Each code-level iteration maps exactly to one step in the manual Phase 3 table from the example. The prefix-sum array acts as both frequency aggregator and position allocator — notice how count[1] starts at 3, drops to 2, then to 1 as the two 2s are placed at positions 2 and 1 respectively.

When Counting Sort Breaks Down

Counting sort's O(k) space and time cost for the range k means it is only practical when k is modest — typically within a few multiples of n. Here is where it falls apart:

k >> n: If you are sorting [0, 1_000_000], k = 1,000,001 but n = 2. Counting sort allocates a million-element array and iterates over it in the prefix-sum phase, doing far more work than any comparison sort would.
Floating-point keys: Counting sort requires integer or discrete keys that map to array indices. Floats, strings (beyond simple character counts), and composite keys do not work directly.
Large key ranges with sparse values: Two keys at 0 and 10⁹ waste enormous space and time on the unpopated middle.

These limitations are not design flaws — they are the reason radix sort exists. Radix sort applies counting sort digit by digit, keeping k small (typically 10 for decimal digits or 256 for bytes) across multiple passes. It inherits counting sort's linear-time behavior on each pass but avoids the range explosion.

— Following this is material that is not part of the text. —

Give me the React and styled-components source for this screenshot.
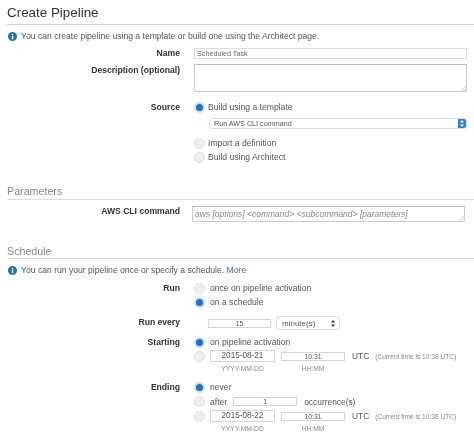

Counting sort demonstrates something counterintuitive: you do not need to compare elements to sort them. You just need a way to map each element to a position. The constraint is that the mapping must be an injective function over the input's value range — which is why the technique is called distribution sort. The same idea (compute position from value, not from comparison) powers bucket sort, radix sort, and the hash-based lookups in countless database hash joins.